(Rows from a dataset of pages and code)
## begin
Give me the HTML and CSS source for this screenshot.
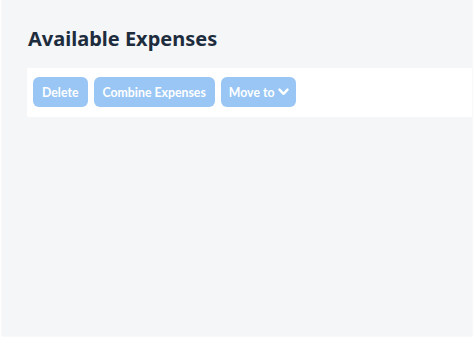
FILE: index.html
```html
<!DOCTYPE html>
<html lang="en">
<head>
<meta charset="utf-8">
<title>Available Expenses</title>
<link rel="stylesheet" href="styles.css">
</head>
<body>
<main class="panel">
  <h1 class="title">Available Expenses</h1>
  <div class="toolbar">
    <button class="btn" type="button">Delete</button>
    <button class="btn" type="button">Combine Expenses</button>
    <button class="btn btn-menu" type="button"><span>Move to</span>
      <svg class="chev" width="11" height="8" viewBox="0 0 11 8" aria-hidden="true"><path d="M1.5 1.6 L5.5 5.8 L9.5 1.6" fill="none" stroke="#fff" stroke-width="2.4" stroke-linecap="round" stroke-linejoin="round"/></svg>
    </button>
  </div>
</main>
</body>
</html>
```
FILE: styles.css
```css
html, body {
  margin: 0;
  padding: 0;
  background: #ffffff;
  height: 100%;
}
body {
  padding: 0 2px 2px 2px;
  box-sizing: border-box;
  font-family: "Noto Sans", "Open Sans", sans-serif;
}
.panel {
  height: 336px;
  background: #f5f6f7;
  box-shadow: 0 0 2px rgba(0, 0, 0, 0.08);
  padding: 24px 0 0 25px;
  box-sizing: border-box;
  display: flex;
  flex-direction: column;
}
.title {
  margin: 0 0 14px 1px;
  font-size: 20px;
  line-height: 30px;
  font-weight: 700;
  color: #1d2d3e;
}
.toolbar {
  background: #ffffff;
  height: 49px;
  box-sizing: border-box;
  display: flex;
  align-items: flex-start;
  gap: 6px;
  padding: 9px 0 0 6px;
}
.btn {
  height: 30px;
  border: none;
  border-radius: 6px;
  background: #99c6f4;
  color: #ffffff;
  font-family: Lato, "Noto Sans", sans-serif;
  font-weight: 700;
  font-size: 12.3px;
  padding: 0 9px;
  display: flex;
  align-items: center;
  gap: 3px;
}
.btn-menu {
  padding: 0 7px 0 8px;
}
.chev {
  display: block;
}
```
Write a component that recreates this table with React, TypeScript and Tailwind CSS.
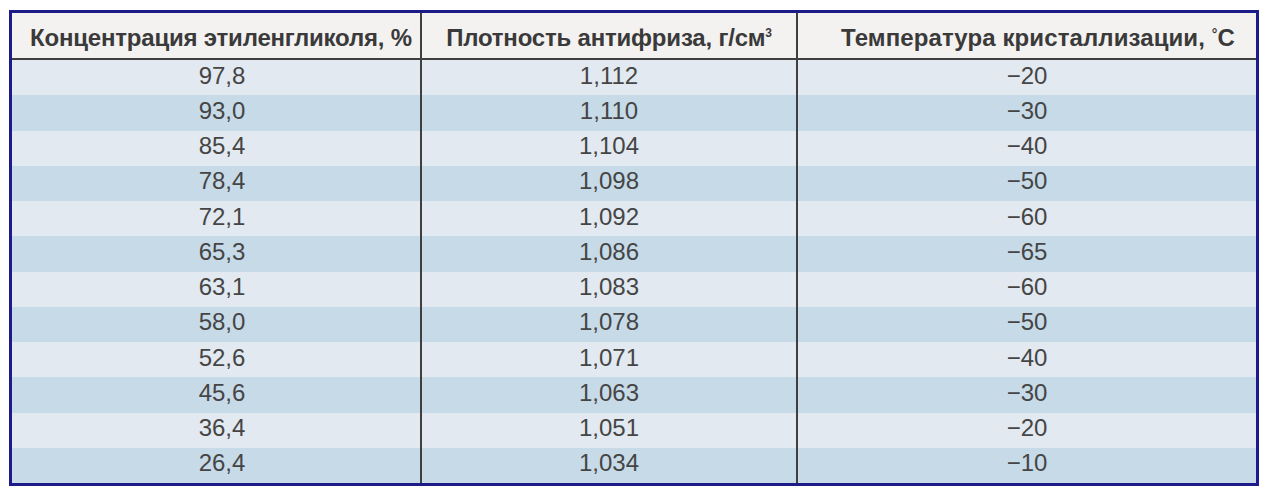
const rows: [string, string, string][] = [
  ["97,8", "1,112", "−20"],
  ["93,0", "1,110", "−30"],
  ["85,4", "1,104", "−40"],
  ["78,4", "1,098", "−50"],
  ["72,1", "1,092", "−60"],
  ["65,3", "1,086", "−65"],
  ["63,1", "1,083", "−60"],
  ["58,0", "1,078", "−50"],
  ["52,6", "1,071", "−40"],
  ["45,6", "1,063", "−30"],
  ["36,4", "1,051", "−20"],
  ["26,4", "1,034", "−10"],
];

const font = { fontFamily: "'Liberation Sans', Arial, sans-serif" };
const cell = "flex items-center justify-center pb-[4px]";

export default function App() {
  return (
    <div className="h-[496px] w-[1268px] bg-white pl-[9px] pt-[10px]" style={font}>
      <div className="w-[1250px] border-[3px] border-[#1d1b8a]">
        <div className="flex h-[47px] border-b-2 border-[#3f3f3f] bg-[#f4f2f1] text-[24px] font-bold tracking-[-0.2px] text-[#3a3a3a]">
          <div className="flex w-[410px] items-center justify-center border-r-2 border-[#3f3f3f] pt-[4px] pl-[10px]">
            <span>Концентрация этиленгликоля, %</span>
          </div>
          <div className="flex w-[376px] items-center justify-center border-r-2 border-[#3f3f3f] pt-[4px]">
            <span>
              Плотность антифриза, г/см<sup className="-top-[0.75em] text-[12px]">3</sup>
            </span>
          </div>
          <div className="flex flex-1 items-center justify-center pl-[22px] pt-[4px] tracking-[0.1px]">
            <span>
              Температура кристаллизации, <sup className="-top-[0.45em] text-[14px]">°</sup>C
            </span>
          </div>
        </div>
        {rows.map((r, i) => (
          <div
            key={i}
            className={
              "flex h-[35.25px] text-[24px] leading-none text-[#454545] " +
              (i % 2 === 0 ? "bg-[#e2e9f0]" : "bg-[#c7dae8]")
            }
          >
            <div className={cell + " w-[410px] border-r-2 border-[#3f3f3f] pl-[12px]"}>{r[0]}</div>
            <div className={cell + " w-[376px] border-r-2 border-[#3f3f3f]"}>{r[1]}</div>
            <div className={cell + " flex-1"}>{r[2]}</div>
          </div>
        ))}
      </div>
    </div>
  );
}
## end
▶ PROBLEM REQUIREMENTS:
Without including any pictures, reproduce the listing exactly.

▶ COMPLETE ANSWER:
Give me the HTML and CSS source for this screenshot.
FILE: index.html
```html
<!DOCTYPE html>
<html lang="en">
<head>
<meta charset="utf-8">
<title>Available Expenses</title>
<link rel="stylesheet" href="styles.css">
</head>
<body>
<main class="panel">
  <h1 class="title">Available Expenses</h1>
  <div class="toolbar">
    <button class="btn" type="button">Delete</button>
    <button class="btn" type="button">Combine Expenses</button>
    <button class="btn btn-menu" type="button"><span>Move to</span>
      <svg class="chev" width="11" height="8" viewBox="0 0 11 8" aria-hidden="true"><path d="M1.5 1.6 L5.5 5.8 L9.5 1.6" fill="none" stroke="#fff" stroke-width="2.4" stroke-linecap="round" stroke-linejoin="round"/></svg>
    </button>
  </div>
</main>
</body>
</html>
```
FILE: styles.css
```css
html, body {
  margin: 0;
  padding: 0;
  background: #ffffff;
  height: 100%;
}
body {
  padding: 0 2px 2px 2px;
  box-sizing: border-box;
  font-family: "Noto Sans", "Open Sans", sans-serif;
}
.panel {
  height: 336px;
  background: #f5f6f7;
  box-shadow: 0 0 2px rgba(0, 0, 0, 0.08);
  padding: 24px 0 0 25px;
  box-sizing: border-box;
  display: flex;
  flex-direction: column;
}
.title {
  margin: 0 0 14px 1px;
  font-size: 20px;
  line-height: 30px;
  font-weight: 700;
  color: #1d2d3e;
}
.toolbar {
  background: #ffffff;
  height: 49px;
  box-sizing: border-box;
  display: flex;
  align-items: flex-start;
  gap: 6px;
  padding: 9px 0 0 6px;
}
.btn {
  height: 30px;
  border: none;
  border-radius: 6px;
  background: #99c6f4;
  color: #ffffff;
  font-family: Lato, "Noto Sans", sans-serif;
  font-weight: 700;
  font-size: 12.3px;
  padding: 0 9px;
  display: flex;
  align-items: center;
  gap: 3px;
}
.btn-menu {
  padding: 0 7px 0 8px;
}
.chev {
  display: block;
}
```
Write a component that recreates this table with React, TypeScript and Tailwind CSS.
const rows: [string, string, string][] = [
  ["97,8", "1,112", "−20"],
  ["93,0", "1,110", "−30"],
  ["85,4", "1,104", "−40"],
  ["78,4", "1,098", "−50"],
  ["72,1", "1,092", "−60"],
  ["65,3", "1,086", "−65"],
  ["63,1", "1,083", "−60"],
  ["58,0", "1,078", "−50"],
  ["52,6", "1,071", "−40"],
  ["45,6", "1,063", "−30"],
  ["36,4", "1,051", "−20"],
  ["26,4", "1,034", "−10"],
];

const font = { fontFamily: "'Liberation Sans', Arial, sans-serif" };
const cell = "flex items-center justify-center pb-[4px]";

export default function App() {
  return (
    <div className="h-[496px] w-[1268px] bg-white pl-[9px] pt-[10px]" style={font}>
      <div className="w-[1250px] border-[3px] border-[#1d1b8a]">
        <div className="flex h-[47px] border-b-2 border-[#3f3f3f] bg-[#f4f2f1] text-[24px] font-bold tracking-[-0.2px] text-[#3a3a3a]">
          <div className="flex w-[410px] items-center justify-center border-r-2 border-[#3f3f3f] pt-[4px] pl-[10px]">
            <span>Концентрация этиленгликоля, %</span>
          </div>
          <div className="flex w-[376px] items-center justify-center border-r-2 border-[#3f3f3f] pt-[4px]">
            <span>
              Плотность антифриза, г/см<sup className="-top-[0.75em] text-[12px]">3</sup>
            </span>
          </div>
          <div className="flex flex-1 items-center justify-center pl-[22px] pt-[4px] tracking-[0.1px]">
            <span>
              Температура кристаллизации, <sup className="-top-[0.45em] text-[14px]">°</sup>C
            </span>
          </div>
        </div>
        {rows.map((r, i) => (
          <div
            key={i}
            className={
              "flex h-[35.25px] text-[24px] leading-none text-[#454545] " +
              (i % 2 === 0 ? "bg-[#e2e9f0]" : "bg-[#c7dae8]")
            }
          >
            <div className={cell + " w-[410px] border-r-2 border-[#3f3f3f] pl-[12px]"}>{r[0]}</div>
            <div className={cell + " w-[376px] border-r-2 border-[#3f3f3f]"}>{r[1]}</div>
            <div className={cell + " flex-1"}>{r[2]}</div>
          </div>
        ))}
      </div>
    </div>
  );
}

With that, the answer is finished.